Thursday, September 01, 2016

research and rabbit holes

Alberto Manguel Argentine Canadian anthologist, translator, essayist, novelist and editor describes how he does research. He writes of being

“an inquisitive and chaotic traveller … discovering places haphazardly …. I have not attempted to devise or discover a systematic method .. My only excuse is that I was guided not by an theory of art but merely by curiousity.” Reading Pictures: What We Think About When We Look at Art, ix.

It disturbs the notion of academic research as objective and systematic and instead offers a process that is more haphazard and unexpected. It feels more like dropping down a rabbit hole, a la Alice in Wonderland, a sudden plunge into a whole new world.

Today I found myself dropping down a research rabbit hole. Two weeks ago I presented a paper on indigenous Christology at the International Conference of Mission Studies. Titled – Fiction as missiology: a Creative “hapkas” Christology in Drusilla Modjeska’s “The Mountain” – it involved reading a fictive novel, Drusilla Modjeska’s The Mountain to articulate a hybrid Christology.

At the back of the room during the presentation was Joel Robbins, one of the keynote conference speakers, who had himself undertaken research in Papua New Guinea. He sought me out afterward to make a connection – that the focus of my research (author Drusilla Modjeska) – had the same surname as an anthropologist from Papua New Guinea, a Nicholas Modjeska. Might they be related?

A rabbit hole beckoned.

The surname connection made Robbins recall that Nicholas Modjeska had done research on the relationship between understandings of leadership, cultural change and ability to resolve conflict. Would this provide another angle on my research? I had been arguing for an indigenous Christology based on a fictive novel. How might anthropological research into how cultures work provide insight into reconciliation among indigenous cultures?

A rabbit hole beckoned.

Today, as part of my Parking 60, I unexpectedly found myself on wifi near the Otago University Library. Looking for an excuse not to write (not to snack!), I googled Nicholas Modjeska. The Library had two books. It is remarkable to have such a diverse collection so close, just across the road.

A rabbit hole beckoned.


Plus History Australia journal, in which I was to discover a review of The Mountain, and the following most intriguing quote, ideal for a section I am developing.

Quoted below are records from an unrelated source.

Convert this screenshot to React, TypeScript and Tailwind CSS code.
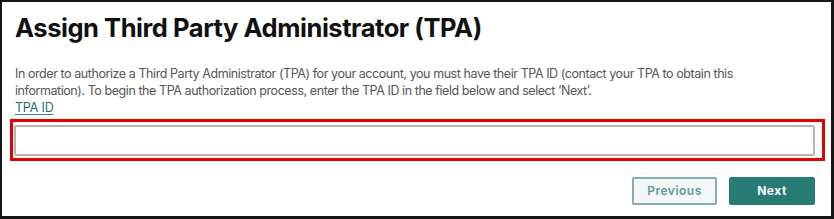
import React from "react";

export default function App() {
  return (
    <div className="w-[834px] h-[219px] bg-white" style={{ fontFamily: "Inter, 'Noto Sans', sans-serif" }}>
      <div className="w-full h-full border-t-2 border-l-2 border-r-[3px] border-b-[3px] border-[#161616] flex flex-col pl-[13px] pr-[16px]">
        <h1 className="mt-[10px] text-[25.5px] leading-[32px] font-bold text-[#111] tracking-[-0.45px]">
          Assign Third Party Administrator (TPA)
        </h1>
        <p className="mt-[21px] text-[12.5px] leading-[17px] text-[#555] tracking-[-0.43px] whitespace-nowrap">
          In order to authorize a Third Party Administrator (TPA) for your account, you must have their TPA ID (contact your TPA to obtain this
          <br />
          information). To begin the TPA authorization process, enter the TPA ID in the field below and select ‘Next’.
        </p>
        <a href="#" className="text-[12.5px] leading-[17px] text-[#1f6f6a] underline underline-offset-2 decoration-[#2a8a84] self-start tracking-[-0.2px]">
          TPA ID
        </a>
        <div className="-ml-[5px] -mr-[10px] mt-[3px] border-[3px] border-[#e60000] pt-[3px] pb-[2px] pl-[1px] pr-[7px]">
          <input type="text" className="block w-full h-[31px] border-2 border-[#b5b5b5] rounded-[2px] bg-white outline-none" />
        </div>
        <div className="flex justify-end gap-[12px] mt-[16px]">
          <button className="w-[85px] h-[28px] border-2 border-[#7fb0ad] rounded-[2px] bg-[#f4f6f7] text-[12px] font-semibold text-[#5e9a97] tracking-[0.5px]">
            Previous
          </button>
          <button className="w-[86px] h-[28px] rounded-[2px] bg-[#277b74] text-[12px] font-bold text-white tracking-[0.5px]">
            Next
          </button>
        </div>
      </div>
    </div>
  );
}
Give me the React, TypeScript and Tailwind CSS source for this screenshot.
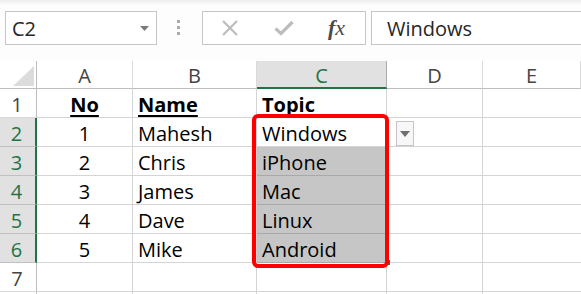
import React from "react";

const font = { fontFamily: '"Open Sans", "Liberation Sans", sans-serif' };

const rowsData = [
  { n: "1", a: "No", b: "Name", c: "Topic", head: true },
  { n: "2", a: "1", b: "Mahesh", c: "Windows" },
  { n: "3", a: "2", b: "Chris", c: "iPhone" },
  { n: "4", a: "3", b: "James", c: "Mac" },
  { n: "5", a: "4", b: "Dave", c: "Linux" },
  { n: "6", a: "5", b: "Mike", c: "Android" },
  { n: "7", a: "", b: "", c: "" },
  { n: "", a: "", b: "", c: "" },
];

function Toolbar() {
  return (
    <div className="relative h-[61px] bg-[#fdfdfd] flex items-start pt-[11px]">
      <div className="absolute left-0 right-0 top-0 h-[5px] bg-gradient-to-b from-[#ececec] to-[#fdfdfd]" />
      <div className="relative ml-[5px] w-[152px] h-[34px] border border-[#c6c6c6] bg-white flex items-center pl-[6px] pt-[2px] text-[20px] text-[#262626]">
        C2
        <svg className="absolute left-[134px] top-[14px]" width="9" height="5" viewBox="0 0 9 5">
          <path d="M0 0 L9 0 L4.5 5 Z" fill="#7a7a7a" />
        </svg>
      </div>
      <div className="ml-[20px] mt-[9px] flex flex-col gap-[3px]">
        <div className="w-[3px] h-[3px] bg-[#ababab]" />
        <div className="w-[3px] h-[3px] bg-[#ababab]" />
        <div className="w-[3px] h-[3px] bg-[#ababab]" />
      </div>
      <div className="ml-[22px] w-[164px] h-[34px] border border-[#c6c6c6] bg-white flex items-center">
        <svg className="ml-[18px]" width="18" height="18" viewBox="0 0 18 18">
          <path d="M2 2 L16 16 M16 2 L2 16" stroke="#bdbdbd" strokeWidth="2.2" />
        </svg>
        <svg className="ml-[35px]" width="20" height="16" viewBox="0 0 20 16">
          <path d="M1.5 8.5 L7 13.5 L18.5 2" stroke="#bdbdbd" strokeWidth="3.2" fill="none" />
        </svg>
        <span
          className="ml-[34px] text-[22px] italic text-[#4a4a4a] leading-none"
          style={{ fontFamily: '"Liberation Serif", "DejaVu Serif", serif' }}
        >
          <span className="font-bold">f</span>x
        </span>
      </div>
      <div className="ml-[5px] flex-1 h-[34px] border-y border-l border-[#c6c6c6] bg-white flex items-center pl-[15px] pt-[2px] text-[20px] text-[#262626]">
        Windows
      </div>
    </div>
  );
}

function Grid() {
  const cols = ["A", "B", "C", "D", "E"];
  return (
    <div className="relative bg-white">
      <div className="grid grid-cols-[37px_96px_124px_130px_96px_1fr]">
        <div className="relative h-[28px] border-r border-b border-[#bdbdbd] bg-white">
          <svg className="absolute left-[13px] top-[5px]" width="21" height="20" viewBox="0 0 21 20">
            <path d="M21 0 L21 20 L0 20 Z" fill="#dcdcdc" />
          </svg>
        </div>
        {cols.map((c) => {
          const sel = c === "C";
          return (
            <div
              key={c}
              className={
                "h-[28px] flex items-center justify-center text-[20px] leading-none border-r " +
                (sel
                  ? "bg-[#e1e1e1] text-[#217346] border-[#ababab] border-b-2 border-b-[#217346]"
                  : "bg-white text-[#444] border-[#dadada] border-b border-b-[#bdbdbd]")
              }
            >
              <span className="pt-[3px]">{c}</span>
            </div>
          );
        })}
        {rowsData.map((r, i) => {
          const rowSel = i >= 1 && i <= 5;
          const cSel = i >= 2 && i <= 5;
          return (
            <React.Fragment key={i}>
              <div
                className={
                  "h-[29px] flex items-center justify-center pt-[3px] text-[20px] border-b " +
                  (rowSel
                    ? "bg-[#e1e1e1] text-[#217346] border-b-[#c0c0c0] border-r-2 border-r-[#217346]"
                    : "bg-white text-[#444] border-b-[#dadada] border-r border-r-[#bdbdbd]")
                }
              >
                <span className="pr-[2px]">{r.n}</span>
              </div>
              <div className="h-[29px] border-r border-b border-[#d4d4d4] flex items-center justify-center pt-[3px] text-[20px] text-black">
                <span className={r.head ? "font-bold underline underline-offset-[3px] decoration-[2px]" : ""}>{r.a}</span>
              </div>
              <div className="h-[29px] border-r border-b border-[#d4d4d4] flex items-center pl-[5px] pt-[3px] text-[20px] text-black">
                <span className={r.head ? "font-bold underline underline-offset-[3px] decoration-[2px]" : ""}>{r.b}</span>
              </div>
              <div
                className={
                  "h-[29px] border-r border-b flex items-center pl-[5px] pt-[3px] text-[20px] text-black " +
                  (cSel ? "bg-[#c6c6c6] border-[#a9a9a9]" : "border-[#d4d4d4]")
                }
              >
                <span className={r.head ? "font-bold" : ""}>{r.c}</span>
              </div>
              <div className="h-[29px] border-r border-b border-[#d4d4d4]" />
              <div className="h-[29px] border-b border-[#d4d4d4]" />
            </React.Fragment>
          );
        })}
      </div>
      <div className="absolute left-[396px] top-[60px] w-[18px] h-[25px] border border-[#c6c6c6] bg-[#f7f7f7] flex items-center justify-center">
        <svg width="10" height="6" viewBox="0 0 10 6">
          <path d="M0 0 L10 0 L5 6 Z" fill="#6f6f6f" />
        </svg>
      </div>
      <div className="absolute left-[385px] top-[199px] w-[5px] h-[5px] bg-[#217346]" />
      <div className="absolute left-[252px] top-[53px] w-[137px] h-[154px] border-4 border-[#ff0000] rounded-[6px]" />
    </div>
  );
}

export default function App() {
  return (
    <div className="w-[581px] h-[294px] overflow-hidden bg-white" style={font}>
      <Toolbar />
      <Grid />
    </div>
  );
}
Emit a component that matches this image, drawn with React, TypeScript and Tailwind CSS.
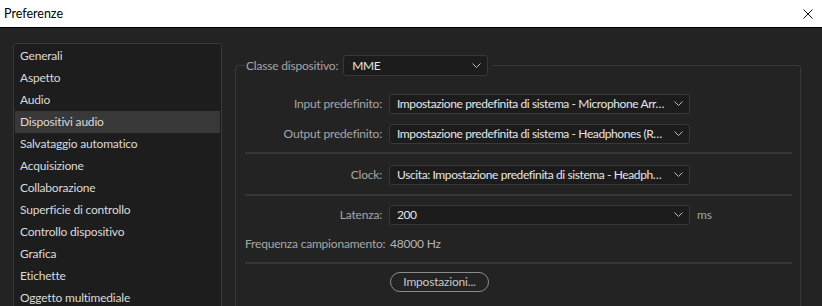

“Modjeska would probably just smile and repeat that this is a novel, but the level of accuracy in descriptions of people and places is so good that any ex-PNG hands will find themselves making guesses.” Moore, “Crossing the border into fiction,” History Australia History Australia 9, 3: 250

The next time I teach Research Methods I will share the following as a way of conducting research. I will call it the rabbit hole methodology and offer 3 steps:

1. Deliver an academic paper in which a PNG researcher sits in the back.
2. Do research on a person who shares a surname with another researcher.
3. Accidently find yourself on wifi near a large library.

Like Alberto Manguel this will ensure you remain “an inquisitive and chaotic traveller … discovering places haphazardly … guided … merely by curiousity.” Reading Pictures: What We Think About When We Look at Art, ix. Like Alice, slipping into a rabbit hole.

And for those who ask: What’s the point? Here’s the (current-might-change- research-in-progress) conclusion :

In sum, I have examined fiction from outside the West and argued for a distinct and creative Christology as one result of religious change in PNG. “Hapkas” provides a way to understand ancestor gift, fully human, fully divine and the new Adam. It is a reading that attributes primary agency to an indigenous culture and offers a transformational way to understand religious change as communal participation in the art markets of twenty-first century global capitalism. It is consistent with recent Biblical scholarship regarding the Genesis narratives in the Old Testament. This suggests that to understand conversion missiologically, requires following Jesus who is “‘good’ man true” for the particularity of all indigenous cultures.